It's hard to know what's more unfortunate: the timing of the great captaincy controversy, or the hypocrisy of the debate over the potential switch of skippers from Ross Taylor to Brendon McCullum.
Taylor is a good man and a very good player. He doesn't deserve this humiliation.
McCullum is a good man and a very good player. He doesn't deserve the opprobrium and innuendo that's about to rain down on him if he is handed the captaincy at the expense of the former.
Say what you like about unfulfilled potential, the stats show that by New Zealand standards, McCullum is the best wicketkeeper-batsman New Zealand has produced, although he is yet to fully convince as a specialist batsman, and Taylor is among our batting greats already.
And then there's Mike Hesson, a man few people know anything about, who was handed the reins of the national side with dubious credentials after an 80s icon cut and run and, surely, a man who would only agitate for such a profound change as this if he really thought it would make his team more competitive.

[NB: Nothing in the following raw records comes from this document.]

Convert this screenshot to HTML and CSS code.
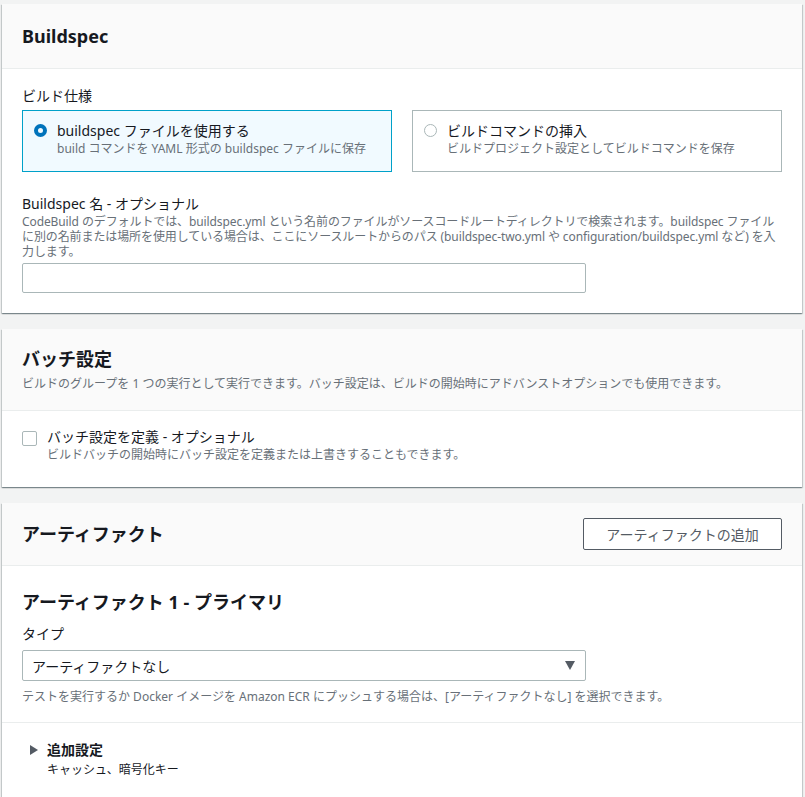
FILE: index.html
```html
<!DOCTYPE html>
<html lang="ja">
<head>
    <meta charset="UTF-8">
    <title>CodeBuild プロジェクト</title>
    <link rel="stylesheet" href="styles.css">
</head>
<body>
    <div class="container">
        <div class="container-header">
            <h2 class="title">Buildspec</h2>
        </div>
        <div class="container-body">
            <div class="label">ビルド仕様</div>
            <div class="tiles">
                <div class="tile selected">
                    <span class="radio checked"></span>
                    <div>
                        <div class="tile-title">buildspec ファイルを使用する</div>
                        <div class="desc">build コマンドを YAML 形式の buildspec ファイルに保存</div>
                    </div>
                </div>
                <div class="tile">
                    <span class="radio"></span>
                    <div>
                        <div class="tile-title">ビルドコマンドの挿入</div>
                        <div class="desc">ビルドプロジェクト設定としてビルドコマンドを保存</div>
                    </div>
                </div>
            </div>
            <div class="field">
                <div class="label">Buildspec 名 - オプショナル</div>
                <div class="desc long">CodeBuild のデフォルトでは、buildspec.yml という名前のファイルがソースコードルートディレクトリで検索されます。buildspec ファイルに別の名前または場所を使用している場合は、ここにソースルートからのパス (buildspec-two.yml や configuration/buildspec.yml など) を入力します。</div>
                <input class="input" type="text">
            </div>
        </div>
    </div>

    <div class="container">
        <div class="container-header tall">
            <h2 class="title">バッチ設定</h2>
            <div class="desc header-desc">ビルドのグループを 1 つの実行として実行できます。バッチ設定は、ビルドの開始時にアドバンストオプションでも使用できます。</div>
        </div>
        <div class="container-body check-body">
            <div class="check-row">
                <span class="checkbox"></span>
                <div>
                    <div class="check-label">バッチ設定を定義 - オプショナル</div>
                    <div class="desc">ビルドバッチの開始時にバッチ設定を定義または上書きすることもできます。</div>
                </div>
            </div>
        </div>
    </div>

    <div class="container">
        <div class="container-header row">
            <h2 class="title">アーティファクト</h2>
            <button class="btn">アーティファクトの追加</button>
        </div>
        <div class="container-body artifact-body">
            <h3 class="title sub">アーティファクト 1 - プライマリ</h3>
            <div class="label">タイプ</div>
            <div class="select">
                <span>アーティファクトなし</span>
                <span class="caret"></span>
            </div>
            <div class="desc select-desc">テストを実行するか Docker イメージを Amazon ECR にプッシュする場合は、[アーティファクトなし] を選択できます。</div>
        </div>
        <div class="expander">
            <div class="expander-title"><span class="arrow"></span>追加設定</div>
            <div class="expander-desc">キャッシュ、暗号化キー</div>
        </div>
    </div>
</body>
</html>
```

FILE: styles.css
```css
body {
    margin: 0;
    padding: 4px 3px 0 2px;
    background-color: #f2f3f3;
    font-family: "Noto Sans", "Noto Sans CJK JP", sans-serif;
    color: #16191f;
    font-size: 14px;
}

.container {
    background-color: #fff;
    margin-bottom: 16px;
    box-shadow: 0 1px 1px 0 rgba(0, 28, 36, .3), 1px 1px 1px 0 rgba(0, 28, 36, .15), -1px 1px 1px 0 rgba(0, 28, 36, .15);
}

.container-header {
    background-color: #fafafa;
    border-bottom: 1px solid #eaeded;
    padding: 20px 20px 20px;
}

.container-header.tall {
    padding: 18px 20px 18px;
}

.container-header.row {
    display: flex;
    justify-content: space-between;
    align-items: center;
    padding: 15px 20px 15px;
}

.title {
    margin: 0;
    font-size: 18px;
    font-weight: bold;
    line-height: 24px;
}

.container-body {
    padding: 17px 20px 20px;
}

.label {
    line-height: 20px;
}

.desc {
    font-size: 12px;
    line-height: 16px;
    color: #687078;
}

.tiles {
    display: flex;
    gap: 20px;
    margin-top: 4px;
}

.tile {
    flex: 1;
    display: flex;
    align-items: flex-start;
    gap: 10px;
    padding: 10px 14px 14px 11px;
    border: 1px solid #aab7b8;
}

.tile.selected {
    border-color: #00a1c9;
    background-color: #f1faff;
}

.tile-title {
    line-height: 20px;
}

.radio {
    width: 13px;
    height: 13px;
    margin-top: 3px;
    border: 1px solid #aab7b8;
    border-radius: 50%;
    box-sizing: border-box;
    flex-shrink: 0;
}

.radio.checked {
    border: 4px solid #0073bb;
}

.field {
    margin-top: 22px;
}

.desc.long {
    line-height: 15px;
    letter-spacing: -0.1px;
}

.input {
    display: block;
    margin-top: 4px;
    width: 564px;
    height: 30px;
    box-sizing: border-box;
    border: 1px solid #aab7b8;
    border-radius: 2px;
}

.header-desc {
    margin-top: 5px;
}

.check-body {
    padding: 16px 20px 24px;
}

.check-row {
    display: flex;
    align-items: flex-start;
    gap: 10px;
}

.checkbox {
    width: 13px;
    height: 13px;
    margin-top: 4px;
    border: 1px solid #aab7b8;
    border-radius: 2px;
    flex-shrink: 0;
}

.check-label {
    line-height: 20px;
}

.btn {
    font-family: inherit;
    font-size: 14px;
    color: #545b64;
    background-color: #fff;
    border: 1px solid #545b64;
    border-radius: 2px;
    width: 199px;
    height: 32px;
}

.artifact-body {
    padding: 24px 20px 17px;
    border-bottom: 1px solid #eaeded;
}

.title.sub {
    margin-bottom: 10px;
}

.select {
    display: flex;
    justify-content: space-between;
    align-items: center;
    margin-top: 6px;
    width: 564px;
    height: 31px;
    box-sizing: border-box;
    padding: 0 10px 0 9px;
    border: 1px solid #aab7b8;
    border-radius: 2px;
}

.caret {
    width: 0;
    height: 0;
    border-left: 5px solid transparent;
    border-right: 5px solid transparent;
    border-top: 9px solid #545b64;
}

.select-desc {
    margin-top: 8px;
}

.expander {
    padding: 17px 20px 20px 28px;
}

.expander-title {
    display: flex;
    align-items: center;
    line-height: 20px;
    font-weight: bold;
    color: #16191f;
}

.arrow {
    width: 0;
    height: 0;
    border-top: 5px solid transparent;
    border-bottom: 5px solid transparent;
    border-left: 8px solid #545b64;
    margin-right: 9px;
}

.expander-desc {
    font-size: 12px;
    line-height: 16px;
    margin-top: 2px;
    padding-left: 17px;
    color: #16191f;
}
```
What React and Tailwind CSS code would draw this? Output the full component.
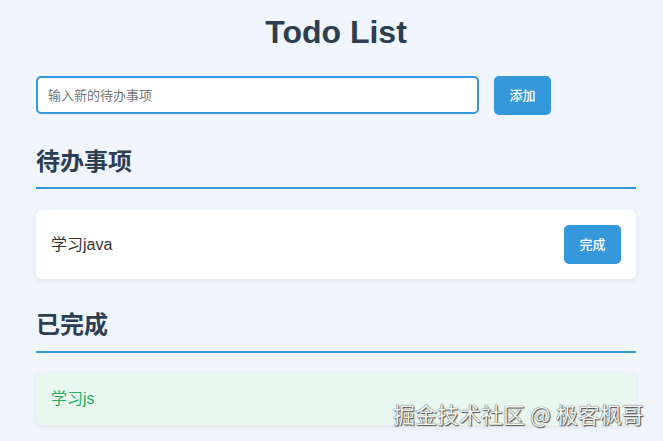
import React from "react";

const FONT = "font-['Liberation_Sans','Helvetica','Noto_Sans_CJK_SC',sans-serif]";

export default function App() {
  return (
    <div className={`relative min-h-screen bg-[#f0f5fe] ${FONT}`}>
      <div className="ml-[36px] w-[600px] pt-[14px]">
        <h1 className="text-center text-[32px] leading-[37px] font-bold text-[#2c3e50]">Todo List</h1>
        <div className="mt-[25px] flex gap-[15px]">
          <input
            className="h-[38px] w-[443px] rounded-[5px] border-2 border-[#3498db] bg-white px-[10px] text-[13px] text-[#333] outline-none placeholder:text-[#777]"
            placeholder="输入新的待办事项"
          />
          <button className="h-[39px] w-[57px] rounded-[5px] bg-[#3498db] text-[13px] font-medium text-white">添加</button>
        </div>
        <h2 className="mt-[32px] border-b-2 border-[#3498db] pb-[10px] text-[24px] leading-[30px] font-semibold text-[#2c3e50]">待办事项</h2>
        <div className="mt-[21px] flex items-center justify-between rounded-[6px] bg-white p-[15px] shadow-[0_2px_6px_rgba(0,0,0,0.08)]">
          <span className="text-[16px] text-[#333]">学习java</span>
          <button className="h-[39px] w-[57px] rounded-[5px] bg-[#3498db] text-[13px] font-medium text-white">完成</button>
        </div>
        <h2 className="mt-[31px] border-b-2 border-[#3498db] pb-[11px] text-[24px] leading-[30px] font-semibold text-[#2c3e50]">已完成</h2>
        <div className="mt-[19px] flex items-center rounded-[6px] bg-[#e8f8f0] p-[15px] shadow-[0_2px_6px_rgba(0,0,0,0.08)]">
          <span className="text-[16px] leading-[23px] text-[#27ae60]">学习js</span>
        </div>
      </div>
      <div className="absolute left-[393px] top-[399px] whitespace-nowrap text-[22px] leading-[28px] text-[#f4f4f4] [text-shadow:0_0_1px_#222,1px_1px_1px_#555] font-['Noto_Sans_CJK_SC',sans-serif]">
        掘金技术社区 @ 极客枫哥
      </div>
    </div>
  );
}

In other words, nobody would be stupid enough to rush head-first into a PR nightmare unless they truly believed in the cause they were promoting. They are stuck in the middle of this mess and you wouldn't envy any of them.
But as always in dramas like these, context tends to get lost. The truth is we would never have got to this unfortunate point if New Zealand Cricket had anything resembling robust high-performance practices.
Cast your mind back to October 2009, when McCullum, the obvious heir apparent to Daniel Vettori, was stripped of his vice-captaincy under the most spurious of circumstances shortly after coach Andy Moles had been removed. After initially indicating the vacancy would not be officially filled, NZC then appointed Taylor to vice-captain behind closed doors, creating a rivalry that was not the players' making.
Then, as if to deliberately increase the level of discomfort between the two and their sets of supporters, NZC chose to stage an off Broadway-type audition between the two for captaincy once Vettori stepped aside.
Great idea NZC, even better when it became apparent that the selection committee (the sort of committee the ground-breaking Hood Report into New Zealand cricket stated should be avoided at all costs) had made the decision Wright wanted long before the Powerpoint presentations were made.
Yet the same voices that somehow believe that Hesson is involved in a plot taken straight out of Machiavelli's handbook, supported Wright's right to install "his" man. Why did Wright get a free pass and Hesson gets harpooned? Probably because he looked every one of his years and had played at the highest level. Because we all know that the best players make the best coaches. Right?
Wrong-headed decisions have become as much a part of everyday life at NZC as cups of tea and spreadsheets. Every one seems to be signed off by a board with few clues as to how ridiculous they look from the outside.
In these pages and other forums Dion Nash has urged the board of NZC to fall on their swords - the captaincy shemozzle is just one more reason why you hope they start listening.
A disclaimer: I have worked with McCullum on a book in the past and have always supported his claims to the captaincy, believing him to be a more natural, proactive leader than Taylor. The events of the past year have done nothing to make me rethink that stance, though I have tremendous sympathy for Taylor's predicament.